Monday, April 17, 2017
Dave McGowan's "Weird Scenes Inside the Canyon": Book Review
This genial set of ruminations reminds me of what were once called "bull sessions." You'd stay up late with a pal who'd regale you with off-beat speculations and ingenious theories that sounded plausible in the wee hours, at least. Dave McGowan compiled such on the Net, and one gathering resulted in this series of connections arguing, loosely, that the CIA and the military were behind the sudden influx of musical activity (I hesitate to label it all as creativity) in late 1960s Laurel Canyon.
As a native Angeleno, my memories remain those of the hazy youngster. Our 44th president, five weeks younger than me, has been relegated to "late middle age" by a journalist I recently perused, so I suppose even those of us on the cusp of fading Boomers and actually more akin to suspicious Gen X rather than the idealism of the previous generation need to be reckoned with. We after all grew up with Watergate, the return of the POWs from Vietnam, and OPEC's embargo as formative memories in junior high, a time when one's conceptions of the systems that entangle us begins to take shape.
I say this to situate myself. The hippies smacked to me of class privilege even then, while the ordinary folks I lived with and watched appeared to have to make a living and pay the bills and go to jobs they did not particularly care for often. My dad: "99% of the work done is by people who don't feel that great"; so his reply when I felt lazy and I tried to get out of weeding, cleaning kennel runs, or whatever required me to leave my bookish niche and venture out under the smoggy sun to get grimy.
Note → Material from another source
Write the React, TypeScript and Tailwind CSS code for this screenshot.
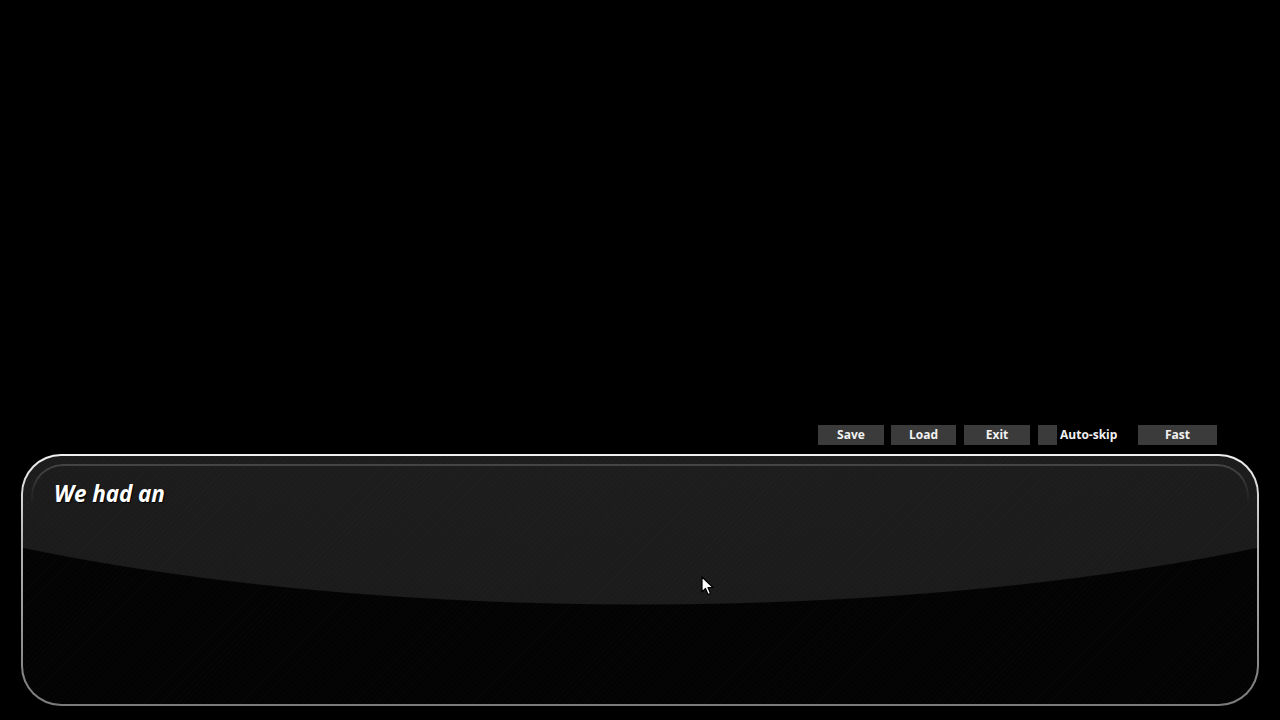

Anyhow, as McGowan digresses frequently, so do I. The contents document the counterculture, but also predecessors, however dimly or briefly tied to Lookout Mountain (once the proverbial top secret place of experimentation), the "defense industry," spies, and other furtive efforts, emanating out of the Beltway with eerie regularity, once one connects the dots and fills in the family trees of a myriad.
With little talent more than to be coincidence or happenstance, many of the pampered scions found themselves rock stars, or at least hangers on and movers and shakers and hustlers and victims of such. McGowan delineates with obsessive good humor and wry asides how so many came West. His anecdotes may be familiar to those following the times, but it's entertaining to find him debunk hoary tales such as how Neil Young's hearse in Sunset Strip traffic somehow met aspiring members-to-be of Buffalo Springfield. The doleful tones of The Doors with earnest Jim Morrison (check out his lineage) get their comeuppance. And once more we contemplate the roles drugs played, to bring down such deserving outfits as Love, who could have bettered what the Doors cashed in on instead.
McGowan crams in or appends Houdini, as a coda from his other research, and like this book's trajectory, it's a wandering way into the canyon. Where houses burn with astonishing frequency, runaways get hoisted into fame, and the air of privilege for some never fades despite their hollow claims to liberal slogans. David Crosby (check out his lineage) earns deserved mockery in particular.
This lacks editing. It's all over the place, And how did the Mamas and the Papas manage to record two "fourth albums"? McGowan's affection for this intrigue proves at odds with its need for revision.
It's an enjoyable ramble, even if McGowan must admit he's stymied by the inherent secrecy within the set-ups he tries to trace. This makes for the type of "but it could all be true if we only knew the truth" sort of escape hatch that enables such suppositions their place in pop culture's fringe regions. But for any who like myself wonder why the radical protests and edgy subversion of the dangerous counterculture faded so soon into reveries and moonbeams, this provides a suggestive scenario why.